French ocean carrier CMA CGM announced it will implement a low sulfur surcharge (LSS) to offset the higher cost of using compliant fuels in order to meet the International Maritime Organization’s (IMO) mandatory sulfur cap rule.

“The new IMO 2020 Low Sulphur Regulation impacts the global shipping industry and shipping costs are set to increase worldwide. As the cost of the Very Low Sulphur Fuel Oil (VLSFO) is expected to be significantly higher than the present High Sulphur Fuel Oil (HSFO), CMA CGM will implement a new price reference for its short-term and long-term contracts,” the company said in a statement.

From January 1, 2020, the new IMO 2020 low sulfur regulation will be in effect. All sea-going vessels worldwide will have to comply and reduce their sulfur emissions by 85%.
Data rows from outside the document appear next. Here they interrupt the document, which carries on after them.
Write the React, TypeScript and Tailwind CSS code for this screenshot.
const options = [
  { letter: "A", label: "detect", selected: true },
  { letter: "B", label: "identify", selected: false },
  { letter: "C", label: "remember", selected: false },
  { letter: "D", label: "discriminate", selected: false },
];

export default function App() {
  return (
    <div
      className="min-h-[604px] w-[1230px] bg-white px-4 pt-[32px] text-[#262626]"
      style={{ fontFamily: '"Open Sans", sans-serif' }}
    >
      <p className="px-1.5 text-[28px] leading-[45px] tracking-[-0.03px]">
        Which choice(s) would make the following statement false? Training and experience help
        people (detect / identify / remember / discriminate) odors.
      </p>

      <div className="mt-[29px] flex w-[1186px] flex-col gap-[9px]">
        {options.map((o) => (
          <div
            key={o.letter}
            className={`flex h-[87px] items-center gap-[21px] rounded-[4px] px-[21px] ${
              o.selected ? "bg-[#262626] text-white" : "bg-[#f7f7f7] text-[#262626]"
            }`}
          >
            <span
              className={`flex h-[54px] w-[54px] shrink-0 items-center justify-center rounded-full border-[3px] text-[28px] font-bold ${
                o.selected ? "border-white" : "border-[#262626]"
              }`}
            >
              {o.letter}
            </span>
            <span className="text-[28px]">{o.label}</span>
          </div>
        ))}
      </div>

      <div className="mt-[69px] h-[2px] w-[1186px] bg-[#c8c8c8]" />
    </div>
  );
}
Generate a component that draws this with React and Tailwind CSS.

To comply with the regulation, sulfur in fuel oil must be reduced from 3.50% to 0.50%, in addition to the 0.10% sulfur limit already effective in the Emission Control Areas. This aims to reduce the amount of sulfur oxide emissions and should have major health and environmental benefits globally, including improving air quality and reducing risks of acidification of the oceans.

CMA CGM group said it will be compliant with a mix of three solutions: using liquid natural gas-powered vessels, using advanced air quality systems onboard its vessels, and as the main solution, using compliant fuels with 0.50% or 0.10% sulfur.

For short-term contracts of validity three months or shorter, a new monthly LSS will be applied on top of CMA CGM’s ocean freight charges, effective December 1, 2019.

“The LSS will be published on November 1st, 2019, and applicable as of December 1st, 2019,” said the carrier.

For long-term contracts of more than three months’ validity, VLSFO will replace HSFO as the price reference for the quarterly Bunker Adjustment Factor (BAF), effective  January 1, 2020.

The BAF is applied on top of the ocean freight charges and will still be revised on a quarterly basis with a one-month notice. Note that the BAF quantum for reefer cargo will be 20% higher than that of dry cargo for the same container size, with a minimum of US$25 per TEU.

“The average VLSFO 0.5% price from September to November will be used as a reference for the BAF, published on December 1st, 2019, and applicable as of January 1st, 2020.”